FORD MOTOR COMPANY v. TITAN ENTERPRISE INC.

United States District Court, Central District of California (2015)

Facts

Issue

Holding — Lew, J.

Rule

Reasoning

Deep Dive: How the Court Reached Its Decision

Court's Findings on Contract Validity and Performance

The court first established that the parties had stipulated to the existence of a valid contract, the Competitive Price Allowance (CPA) Contract, which included specific terms regarding the operation and export of vehicles. Plaintiff Ford Motor Company had fulfilled its obligations under the contract by providing substantial discounts in exchange for Defendant Titan Enterprise Inc.'s commitment to purchase a minimum number of vehicles and adhere to the operational restrictions. The court noted that the CPA Contract explicitly required the vehicles to be operated solely in the United States and prohibited exportation. This stipulation was clearly communicated to Defendant’s representative, who understood the implications of the "In-Service Requirements" provision. When Defendant exported the vehicles to China, it breached the contract by failing to comply with the operational terms, justifying Plaintiff's claim for the return of the $823,000 in discounts. The court found that Plaintiff's demand aimed to restore the status quo and put it in the same position it would have occupied had the contract been honored.

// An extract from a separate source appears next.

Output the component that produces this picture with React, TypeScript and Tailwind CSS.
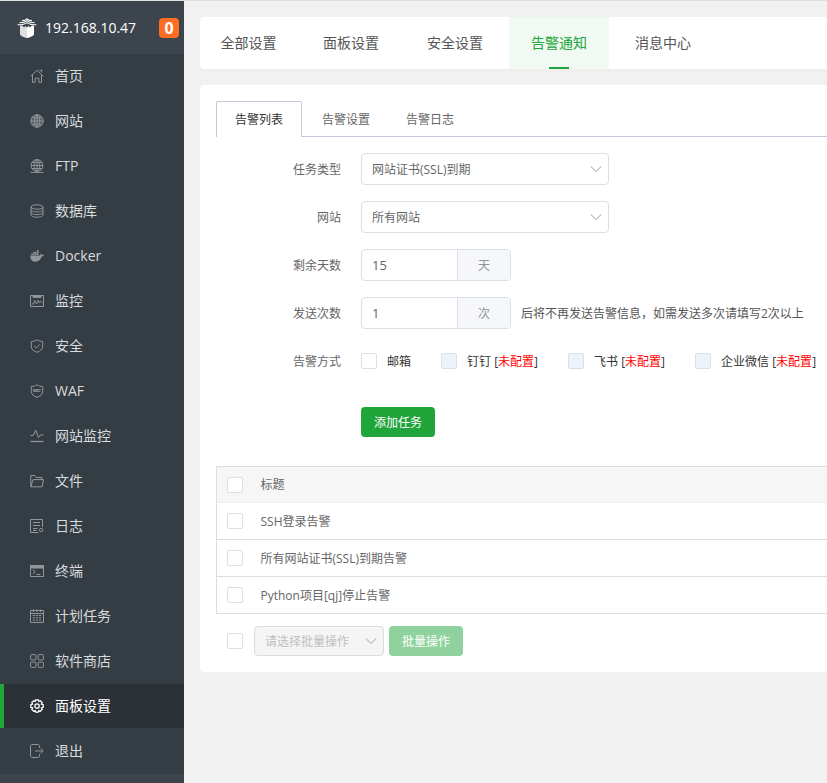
import React, { useState } from "react";

const icons: Record<string, React.ReactNode> = {
  home: (
    <>
      <path d="M.8 7.2 7 1.2l6.2 6" />
      <path d="M2.5 6v7.3h2.7V9.2h3.6v4.1h2.7V6" />
      <path d="M9.6 1.2h2v2.3" />
    </>
  ),
  globe: (
    <>
      <circle cx="7" cy="7" r="6.2" fill="currentColor" fillOpacity=".3" />
      <ellipse cx="7" cy="7" rx="2.8" ry="6.2" />
      <path d="M7 .8v12.4M.8 7h12.4M1.8 3.8h10.4M1.8 10.2h10.4" />
    </>
  ),
  ftp: (
    <>
      <circle cx="7" cy="6.5" r="5.9" />
      <ellipse cx="7" cy="6.5" rx="2.8" ry="5.9" />
      <path d="M7 .6v12.4M1.1 6.5h11.8M1.9 3.6h10.2M1.9 9.5h10.2M.5 13.4h13" />
    </>
  ),
  database: (
    <>
      <ellipse cx="7" cy="3" rx="6" ry="2.2" />
      <path d="M1 3v8c0 1.2 2.7 2.2 6 2.2s6-1 6-2.2V3" />
      <path d="M1 5.7c0 1.2 2.7 2.2 6 2.2s6-1 6-2.2M1 8.4c0 1.2 2.7 2.2 6 2.2s6-1 6-2.2" />
    </>
  ),
  docker: (
    <g fill="currentColor" stroke="none">
      <path d="M.3 6.400h9.500c.8 0 1-.9.5-2 .9.2 1.500.9 1.600 1.500.7-.2 1.500-.1 2 .3-.4 1-1.300 1.300-2.300 1.300C10.700 10.700 8.600 12.700 5.300 12.700 2 12.700.2 10.400.3 6.400z" />
      <path d="M1.300 4.500h1.600v1.500H1.300zM3.200 4.500h1.600v1.500H3.200zM5.100 4.500h1.600v1.500H5.100zM7 4.500h1.600v1.500H7zM3.200 2.700h1.600v1.500H3.200zM5.100 2.700h1.600v1.500H5.100zM7 2.700h1.600v1.500H7zM7 .9h1.600v1.500H7z" />
    </g>
  ),
  monitor: (
    <>
      <path d="M.5 1.500h13v11H.5z" />
      <path d="M3 2h8v1.400H3z" fill="currentColor" />
      <path d="M1.500 10h2l1.200-3.500L6.600 10l1.600-3.600 1.400 2.400 1-1.600 1.900 1.800" />
    </>
  ),
  shield: (
    <>
      <path d="M7 .7c1.700 1.200 3.500 1.700 5.700 1.800v4.700c0 3-2.200 4.900-5.700 6.100C3.500 12.100 1.300 10.200 1.300 7.200V2.500C3.500 2.400 5.300 1.900 7 .7z" />
      <path d="m4.200 7 2.100 2.100 3.600-3.700" />
    </>
  ),
  waf: (
    <>
      <path d="M7 .7c1.700 1.200 3.500 1.700 5.700 1.800v4.700c0 3-2.200 4.900-5.700 6.100C3.500 12.100 1.300 10.200 1.300 7.200V2.500C3.500 2.400 5.300 1.900 7 .7z" />
      <path d="M3 5.500h8M3.500 7.500h7" strokeOpacity=".7" />
      <path d="m3 5.300 1 2.400 1.100-2 1 2 1.100-2.400 1 2.400 1.200-2.200" strokeOpacity=".7" />
    </>
  ),
  pulse: (
    <>
      <path d="M.5 6.500h2.600l2.700-5.300 2.700 7.300 2-2.500h3" />
      <path d="M.5 12.500h13" strokeWidth="1.300" />
    </>
  ),
  folder: (
    <>
      <path d="M.8 12.800V1.500h4l1.500 2h5.500v2" />
      <path d="M.8 12.800 3 5.600h10.400l-1.200 7.200z" />
    </>
  ),
  log: (
    <>
      <path d="M12.500 8V.5h-12v13h8" />
      <path d="M3 3.500h7M3 6.500h7M3 9.500h4.500M3 11.500h3.500" />
      <circle cx="11.200" cy="11" r="1.700" />
    </>
  ),
  terminal: (
    <>
      <path d="M.5 1.500h13v11H.5z" />
      <path d="M.5 1.500h13v2.500H.5z" fill="currentColor" />
      <path d="m3 5.800 2.200 2L3 9.900M6.400 10.500h4" />
    </>
  ),
  calendar: (
    <>
      <path d="M.5 1.500h13v12H.5zM.5 4.500h13M3.500.3v2.700M7 .3v2.700M10.500.3v2.700" />
      <path d="M2.800 6.500h2.300M5.900 6.500h2.300M9 6.500h2.300M2.800 8.800h2.300M5.900 8.800h2.300M9 8.800h2.300M2.800 11.200h2.300M5.900 11.200h2.300M9 11.200h2.300" />
    </>
  ),
  apps: (
    <>
      <rect x=".6" y=".6" width="5.300" height="5.300" rx=".8" />
      <rect x="8.100" y=".6" width="5.300" height="5.300" rx=".8" />
      <rect x=".6" y="8.100" width="5.300" height="5.300" rx=".8" />
      <rect x="8.100" y="8.100" width="5.300" height="5.300" rx=".8" />
    </>
  ),
  gear: (
    <>
      <path
        strokeWidth="1.300"
        d="M5.700.8h2.600l.5 1.600 1.500-.7 1.900 1.900-.8 1.500 1.800.6v2.600l-1.800.6.8 1.500-1.900 1.900-1.500-.7-.5 1.600H5.700l-.5-1.600-1.500.7-1.900-1.900.8-1.500L.8 8.300V5.700l1.800-.6-.8-1.500 1.900-1.900 1.500.7z"
      />
      <circle cx="7" cy="7" r="2.200" strokeWidth="1.300" />
    </>
  ),
  exit: (
    <>
      <path d="M9.500 4V1.500l-1-1h-7l-1 1v11l1 1h7l1-1V10" />
      <path d="M5 7h8M10.700 4.600 13.200 7l-2.500 2.400" />
    </>
  ),
};

const menu = [
  ["home", "首页"],
  ["globe", "网站"],
  ["ftp", "FTP"],
  ["database", "数据库"],
  ["docker", "Docker"],
  ["monitor", "监控"],
  ["shield", "安全"],
  ["waf", "WAF"],
  ["pulse", "网站监控"],
  ["folder", "文件"],
  ["log", "日志"],
  ["terminal", "终端"],
  ["calendar", "计划任务"],
  ["apps", "软件商店"],
  ["gear", "面板设置"],
  ["exit", "退出"],
];

const mainTabs = ["全部设置", "面板设置", "安全设置", "告警通知", "消息中心"];
const subTabs = ["告警列表", "告警设置", "告警日志"];
const methods = [
  { name: "邮箱", ready: true },
  { name: "钉钉", ready: false },
  { name: "飞书", ready: false },
  { name: "企业微信", ready: false },
];
const tasks = ["SSH登录告警", "所有网站证书(SSL)到期告警", "Python项目[qj]停止告警"];

function Logo() {
  return (
    <svg className="h-5 w-5 shrink-0" viewBox="0 0 20 20" fill="#fff" aria-hidden="true">
      <path d="M3 7.500v8.500c0 1.600 3 3.200 7 4V9.500L8.500 8 7 9.500 5.500 7.800z" fill="#e0e0e0" />
      <path d="M17 7.500v8.500c0 1.600-3 3.200-7 4V9.500L11.500 8 13 9.500l1.500-1.700z" />
      <g fill="none" stroke="#fff" strokeWidth="1.100">
        <path d="M5 2.600c2 0 4-.7 5-1.800 1 1.100 3 1.800 5 1.800" />
        <path d="M2.500 4.700c3 0 6-.8 7.500-2 1.500 1.200 4.500 2 7.500 2" />
        <path d="M.6 6.800c4 0 7.800-.9 9.400-2.200 1.600 1.300 5.400 2.200 9.400 2.200" />
      </g>
    </svg>
  );
}

function Check({ id, label, disabled }: { id?: string; label?: string; disabled?: boolean }) {
  return (
    <input
      id={id}
      type="checkbox"
      aria-label={label}
      disabled={disabled}
      className="block h-4 w-4 shrink-0 appearance-none rounded-xs border border-[#dcdfe6] bg-white checked:border-[#20a53a] checked:bg-[#20a53a] disabled:bg-[#edf2fc]"
    />
  );
}

function Chevron() {
  return (
    <svg
      className="pointer-events-none absolute top-1/2 right-[7px] h-3 w-3 -translate-y-1/2"
      viewBox="0 0 12 12"
      fill="none"
      stroke="#c0c4cc"
      strokeWidth="1.200"
      aria-hidden="true"
    >
      <path d="m.8 3.500 5.200 5 5.200-5" />
    </svg>
  );
}

function Row({ label, htmlFor, children }: { label: string; htmlFor?: string; children: React.ReactNode }) {
  return (
    <div className="flex h-8 items-center gap-5">
      {htmlFor ? (
        <label htmlFor={htmlFor} className="w-[125px] shrink-0 text-right">{label}</label>
      ) : (
        <span className="w-[125px] shrink-0 text-right">{label}</span>
      )}
      {children}
    </div>
  );
}

function SelectBox({ id, option }: { id: string; option: string }) {
  return (
    <div className="relative w-[248px]">
      <select id={id} className="block h-8 w-full appearance-none rounded border border-[#dcdfe6] bg-white px-2.5 text-[#666]">
        <option>{option}</option>
      </select>
      <Chevron />
    </div>
  );
}

function UnitInput({ id, value, unit }: { id: string; value: string; unit: string }) {
  return (
    <div className="flex h-8 w-[150px] shrink-0 overflow-hidden rounded border border-[#dcdfe6]">
      <input id={id} defaultValue={value} className="min-w-0 flex-1 px-2.5 text-[13px] text-[#666] outline-none" />
      <span className="flex w-[53px] items-center justify-center border-l border-[#dcdfe6] bg-[#f5f7fa] text-[#909399]">
        {unit}
      </span>
    </div>
  );
}

export default function App() {
  const [page, setPage] = useState("面板设置");
  const [tab, setTab] = useState("告警通知");
  const [sub, setSub] = useState("告警列表");

  return (
    <div className="flex min-h-screen overflow-hidden border-t border-[#e0e0e0] bg-[#f1f1f1] font-['Open_Sans','Noto_Sans_CJK_SC',sans-serif] text-xs/[17px] text-[#666]">
      <aside className="w-46 shrink-0 bg-[#3c444d]">
        <header className="flex h-[53px] items-center pr-[5px] pl-[17px] text-white">
          <Logo />
          <span className="ml-2 flex-1 text-sm">192.168.10.47</span>
          <span className="flex h-5 w-5 items-center justify-center rounded bg-[#ff6c23] text-base font-bold">0</span>
        </header>
        <nav className="flex flex-col gap-px bg-[#353d44] pb-px">
          {menu.map(([icon, name]) => (
            <a
              key={name}
              href="#"
              onClick={() => setPage(name)}
              className={
                "flex h-11 items-center gap-[11px] border-l-4 pl-[26px] text-sm " +
                (page === name
                  ? "border-[#20a53a] bg-[#2c3138] text-white"
                  : "border-transparent text-[#d9dbdc]")
              }
            >
              <svg
                className={"h-3.5 w-3.5 " + (page === name ? "text-white" : "text-[#939699]")}
                viewBox="0 0 14 14"
                fill="none"
                stroke="currentColor"
                aria-hidden="true"
              >
                {icons[icon]}
              </svg>
              {name}
            </a>
          ))}
        </nav>
      </aside>

      <main className="flex min-w-0 flex-1 flex-col gap-4 py-4 pl-4">
        <div className="flex h-13 shrink-0 gap-1 rounded-l bg-white shadow-[0_3px_1px_#eeeeee]">
          {mainTabs.map((name) => (
            <button
              key={name}
              type="button"
              onClick={() => setTab(name)}
              className={
                "flex w-25 flex-col items-center text-sm first:w-[97px] " +
                (tab === name ? "bg-[#f0f9f2] text-[#20a53a]" : "text-[#555]")
              }
            >
              <span className="flex h-[50px] items-center pt-0.5">{name}</span>
              {tab === name && <span className="h-0.5 w-5 bg-[#20a53a]" />}
            </button>
          ))}
        </div>

        <section className="rounded-l bg-white py-4 pl-4">
          <div className="flex h-9 border-b border-[#c8c6dc]">
            {subTabs.map((name) => (
              <button
                key={name}
                type="button"
                onClick={() => setSub(name)}
                className={
                  sub === name
                    ? "mr-0.5 -mb-px h-9 w-[86px] rounded-t-xs border border-b-0 border-[#c8c6dc] bg-white text-[#333]"
                    : "h-9 w-21 text-[#666]"
                }
              >
                {name}
              </button>
            ))}
          </div>

          <form className="mt-4 flex flex-col gap-4" onSubmit={(e) => e.preventDefault()}>
            <Row label="任务类型" htmlFor="type">
              <SelectBox id="type" option="网站证书(SSL)到期" />
            </Row>
            <Row label="网站" htmlFor="site">
              <SelectBox id="site" option="所有网站" />
            </Row>
            <Row label="剩余天数" htmlFor="days">
              <UnitInput id="days" value="15" unit="天" />
            </Row>
            <Row label="发送次数" htmlFor="times">
              <div className="flex items-center gap-2.5 whitespace-nowrap">
                <UnitInput id="times" value="1" unit="次" />
                <span className="text-[#555]">后将不再发送告警信息，如需发送多次请填写2次以上</span>
              </div>
            </Row>
            <Row label="告警方式">
              <div className="flex gap-[30px] whitespace-nowrap text-[#333]">
                {methods.map((m) => (
                  <div key={m.name} className="flex items-center gap-2.5">
                    <Check id={m.name} disabled={!m.ready} />
                    <label htmlFor={m.name}>
                      {m.name}
                      {!m.ready && (
                        <>
                          {" ["}
                          <span className="text-[#f00]">未配置</span>]
                        </>
                      )}
                    </label>
                  </div>
                ))}
              </div>
            </Row>
            <button type="submit" className="mt-3.5 ml-[145px] h-[30px] w-[74px] rounded bg-[#20a53a] text-white">
              添加任务
            </button>
          </form>

          <table className="mt-[29px] w-full border-collapse border border-r-0 border-[#dddddd] text-left">
            <thead>
              <tr className="h-9 border-b border-[#ebeef5] bg-[#f6f6f6]">
                <th className="w-11 pl-2.5">
                  <Check label="全选" />
                </th>
                <th className="font-normal">标题</th>
              </tr>
            </thead>
            <tbody>
              {tasks.map((t) => (
                <tr key={t} className="h-[37px] border-b border-[#dddddd]">
                  <td className="pl-2.5">
                    <Check label={t} />
                  </td>
                  <td>{t}</td>
                </tr>
              ))}
            </tbody>
          </table>

          <div className="mt-3 flex items-center pl-[11px]">
            <Check label="全选任务" />
            <div className="relative mr-[5px] ml-[11px] w-[130px]">
              <select
                disabled
                aria-label="批量操作"
                className="block h-[30px] w-full appearance-none rounded border border-[#dcdcdc] bg-[#f5f5f5] px-2.5 text-[#c0c0c0] opacity-100"
              >
                <option>请选择批量操作</option>
              </select>
              <Chevron />
            </div>
            <button type="button" disabled className="h-[30px] w-[74px] rounded bg-[#90d29d] text-white">
              批量操作
            </button>
          </div>
        </section>
      </main>
    </div>
  );
}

Analysis of Breach and Damages

In determining the breach of contract claim, the court evaluated whether Defendant's actions constituted a violation of the contract terms. The court confirmed that Defendant's exportation of the vehicles directly contravened the CPA Contract's provisions, leading to a clear breach. Plaintiff's entitlement to damages was assessed based on the principle that damages should compensate the injured party for the detriment caused by the breach. The stipulated facts indicated that Defendant received $823,000 in discounts, which were contingent upon compliance with the contract terms. Since Defendant had failed to operate the vehicles as required, the court concluded that Plaintiff was justified in seeking the return of the full amount of discounts received. Ultimately, the court determined that the amount sought by Plaintiff was reasonable and aligned with California law on contract damages, establishing that the breach had resulted in a clear financial loss for Plaintiff.

Defendant's Affirmative Defense and Its Rejection

Defendant raised an affirmative defense, claiming that the no-export clause in the CPA Contract constituted an undue restraint of trade under antitrust law. The court scrutinized this defense and noted that Defendant bore the burden of proof in demonstrating that the clause was anticompetitive. However, the stipulated facts provided no evidence to support Defendant's assertion that the no-export provision harmed competition or created an unreasonable restraint on trade. The court highlighted that the CPA Contract did not establish a manufacturer-dealer relationship that would typically invoke antitrust scrutiny. Furthermore, the court ruled that Defendant failed to present admissible evidence demonstrating any adverse effects on competition, such as defining a relevant market or showing how Plaintiff might have market power. In the absence of evidence supporting the defense, the court dismissed the affirmative defense and ruled in favor of Plaintiff.

Conclusion of Summary Judgment

The court concluded that Ford Motor Company was entitled to summary judgment against Titan Enterprise Inc. for breach of contract. It found that there was no genuine dispute regarding the material facts of the case, given the parties’ stipulations and the clarity of the CPA Contract's terms. The court determined that Plaintiff had adequately demonstrated its performance under the contract and that Defendant had breached its obligations by exporting the vehicles. Consequently, the court granted Plaintiff's motion for summary judgment in its entirety, thereby affirming that Defendant must return the $823,000 in discounts received in contravention of the contract's terms. This ruling emphasized the legitimacy of contractual stipulations and the enforceability of agreements made between parties within the bounds of contract law.